[START Provided records]

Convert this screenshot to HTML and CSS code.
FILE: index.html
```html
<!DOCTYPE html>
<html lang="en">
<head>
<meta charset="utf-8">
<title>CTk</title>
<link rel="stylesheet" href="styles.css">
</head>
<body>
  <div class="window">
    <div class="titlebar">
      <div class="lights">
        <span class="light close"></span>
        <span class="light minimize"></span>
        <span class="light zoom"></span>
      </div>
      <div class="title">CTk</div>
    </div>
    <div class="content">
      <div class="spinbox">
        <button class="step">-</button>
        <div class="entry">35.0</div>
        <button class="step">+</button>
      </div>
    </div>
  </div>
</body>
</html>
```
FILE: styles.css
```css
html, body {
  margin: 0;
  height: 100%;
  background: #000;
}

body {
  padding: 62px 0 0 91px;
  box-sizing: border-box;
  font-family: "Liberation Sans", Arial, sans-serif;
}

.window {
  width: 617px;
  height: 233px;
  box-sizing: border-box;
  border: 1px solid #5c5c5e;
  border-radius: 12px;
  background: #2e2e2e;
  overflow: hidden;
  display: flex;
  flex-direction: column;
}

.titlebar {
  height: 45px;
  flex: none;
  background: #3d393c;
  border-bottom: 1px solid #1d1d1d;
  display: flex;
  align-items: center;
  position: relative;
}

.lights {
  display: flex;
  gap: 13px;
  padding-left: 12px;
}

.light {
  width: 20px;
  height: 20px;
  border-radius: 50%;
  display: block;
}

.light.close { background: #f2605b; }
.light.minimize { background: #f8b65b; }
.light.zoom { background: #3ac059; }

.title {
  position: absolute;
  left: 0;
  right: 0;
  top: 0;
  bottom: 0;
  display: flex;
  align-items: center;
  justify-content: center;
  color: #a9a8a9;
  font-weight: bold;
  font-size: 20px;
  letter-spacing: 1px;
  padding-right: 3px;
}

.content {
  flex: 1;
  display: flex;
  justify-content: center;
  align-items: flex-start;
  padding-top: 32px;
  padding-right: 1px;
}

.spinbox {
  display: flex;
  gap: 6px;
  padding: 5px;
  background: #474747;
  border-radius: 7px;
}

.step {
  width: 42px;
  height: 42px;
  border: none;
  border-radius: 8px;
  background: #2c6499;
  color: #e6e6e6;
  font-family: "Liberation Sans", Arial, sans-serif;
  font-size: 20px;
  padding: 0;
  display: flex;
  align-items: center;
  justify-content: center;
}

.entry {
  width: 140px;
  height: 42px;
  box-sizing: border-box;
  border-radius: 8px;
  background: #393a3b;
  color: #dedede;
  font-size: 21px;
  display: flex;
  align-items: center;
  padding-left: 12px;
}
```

[END Provided records]
[START Provided records]

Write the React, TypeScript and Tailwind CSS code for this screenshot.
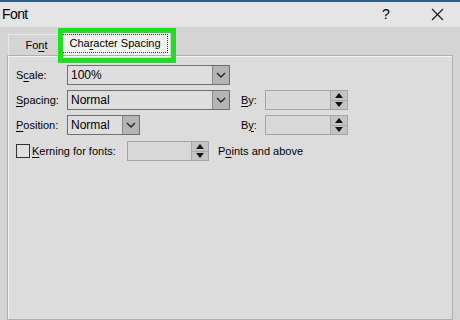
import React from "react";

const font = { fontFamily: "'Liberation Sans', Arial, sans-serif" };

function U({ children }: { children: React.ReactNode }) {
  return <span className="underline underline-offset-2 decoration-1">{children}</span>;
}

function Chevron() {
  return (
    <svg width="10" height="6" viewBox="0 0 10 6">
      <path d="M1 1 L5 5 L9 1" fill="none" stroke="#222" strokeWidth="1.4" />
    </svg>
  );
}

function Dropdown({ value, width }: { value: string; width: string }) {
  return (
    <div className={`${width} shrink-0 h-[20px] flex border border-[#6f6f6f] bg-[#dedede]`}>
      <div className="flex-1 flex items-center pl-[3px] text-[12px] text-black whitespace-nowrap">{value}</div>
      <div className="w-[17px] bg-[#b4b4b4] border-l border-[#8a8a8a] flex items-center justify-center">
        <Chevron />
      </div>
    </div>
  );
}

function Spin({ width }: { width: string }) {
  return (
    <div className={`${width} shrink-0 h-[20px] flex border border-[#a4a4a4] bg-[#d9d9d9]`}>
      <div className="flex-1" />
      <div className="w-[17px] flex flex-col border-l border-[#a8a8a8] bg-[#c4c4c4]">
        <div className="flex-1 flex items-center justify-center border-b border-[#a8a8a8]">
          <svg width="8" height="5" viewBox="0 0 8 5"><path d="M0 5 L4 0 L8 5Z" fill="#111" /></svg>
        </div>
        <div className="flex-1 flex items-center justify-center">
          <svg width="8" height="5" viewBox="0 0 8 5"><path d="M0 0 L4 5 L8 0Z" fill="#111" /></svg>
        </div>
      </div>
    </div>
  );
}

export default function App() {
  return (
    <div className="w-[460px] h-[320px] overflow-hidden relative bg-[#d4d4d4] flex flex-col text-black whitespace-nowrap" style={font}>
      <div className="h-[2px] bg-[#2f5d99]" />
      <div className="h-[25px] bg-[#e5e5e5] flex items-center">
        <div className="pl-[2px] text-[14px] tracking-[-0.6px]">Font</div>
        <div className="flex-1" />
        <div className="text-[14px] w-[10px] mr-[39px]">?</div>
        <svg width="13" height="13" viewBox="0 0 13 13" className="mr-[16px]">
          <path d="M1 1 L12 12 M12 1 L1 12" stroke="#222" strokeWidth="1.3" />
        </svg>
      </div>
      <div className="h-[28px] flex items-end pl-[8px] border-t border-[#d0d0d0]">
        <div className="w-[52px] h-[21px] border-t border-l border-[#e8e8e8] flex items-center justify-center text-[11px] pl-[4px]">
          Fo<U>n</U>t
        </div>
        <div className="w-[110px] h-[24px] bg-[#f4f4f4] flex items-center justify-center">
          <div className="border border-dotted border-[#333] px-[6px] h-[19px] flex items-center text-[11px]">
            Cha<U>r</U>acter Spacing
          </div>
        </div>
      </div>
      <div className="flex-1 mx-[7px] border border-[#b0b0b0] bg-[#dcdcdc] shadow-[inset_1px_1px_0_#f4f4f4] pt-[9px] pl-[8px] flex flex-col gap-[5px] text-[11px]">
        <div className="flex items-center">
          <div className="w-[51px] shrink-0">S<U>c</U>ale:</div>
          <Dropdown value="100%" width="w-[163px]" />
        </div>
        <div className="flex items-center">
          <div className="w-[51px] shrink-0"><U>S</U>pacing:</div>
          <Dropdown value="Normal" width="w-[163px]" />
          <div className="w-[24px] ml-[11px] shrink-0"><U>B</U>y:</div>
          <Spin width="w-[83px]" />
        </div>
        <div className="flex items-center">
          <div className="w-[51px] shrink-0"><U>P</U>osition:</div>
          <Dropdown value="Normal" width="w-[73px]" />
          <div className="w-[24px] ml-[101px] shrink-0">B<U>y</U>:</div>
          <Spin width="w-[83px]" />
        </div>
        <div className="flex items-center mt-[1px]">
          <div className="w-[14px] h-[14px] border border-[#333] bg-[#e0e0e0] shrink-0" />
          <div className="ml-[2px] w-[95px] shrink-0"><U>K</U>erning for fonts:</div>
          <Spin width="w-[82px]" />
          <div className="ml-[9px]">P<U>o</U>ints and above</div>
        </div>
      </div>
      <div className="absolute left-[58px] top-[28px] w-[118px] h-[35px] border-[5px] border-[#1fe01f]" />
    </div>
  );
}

[END Provided records]

* Direction: Only a number is needed: how many lines of the material above contain "screenshot"?

* Expected output: 2